11.           Remedies, Characterizations, Other Obligations, Breaches and Injunctive Relief.  The remedies of the Holder as provided herein, or the other Transaction Documents, shall be cumulative and concurrent and may be pursued singly, successively or together, at the sole discretion of the Holder, and may be exercised as often as occasion therefor shall occur; and the failure to exercise any such right or remedy shall in no event be construed as a waiver or release thereof.

12.           Specific Shall Not Limit General; Construction.  No specific provision contained in this Note shall limit or modify any more general provision contained herein.  This Note shall be deemed to be jointly drafted by the Borrower and the Holder and shall not be construed against any person as the drafter hereof.

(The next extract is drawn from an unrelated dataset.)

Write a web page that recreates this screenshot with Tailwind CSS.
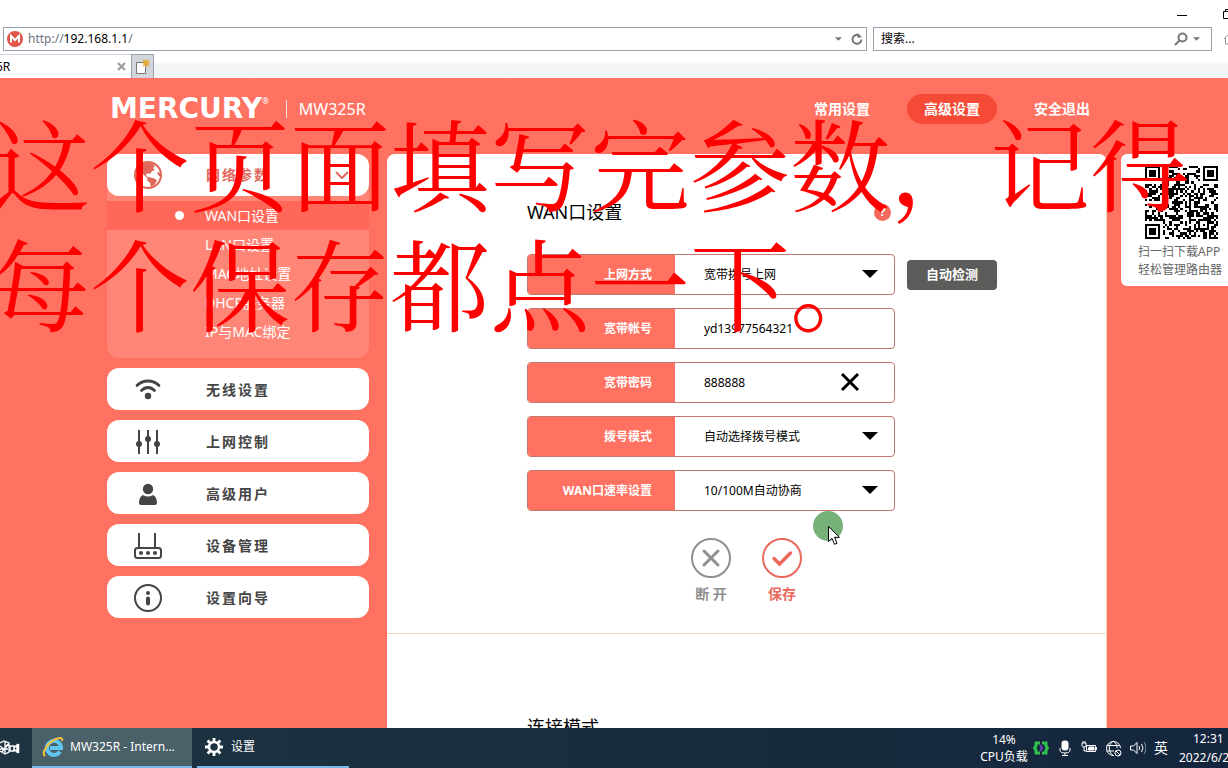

13.           Failure or Indulgence Not Waiver.  Holder shall not be deemed, by any act of omission or commission, to have waived any of its rights or remedies hereunder or under any Transaction Documents, unless such waiver is in writing and signed by Holder, and then only to the extent specifically set forth in the writing.  A waiver on one event shall not be construed as continuing or as a bar to or waiver of any right or remedy to a subsequent event.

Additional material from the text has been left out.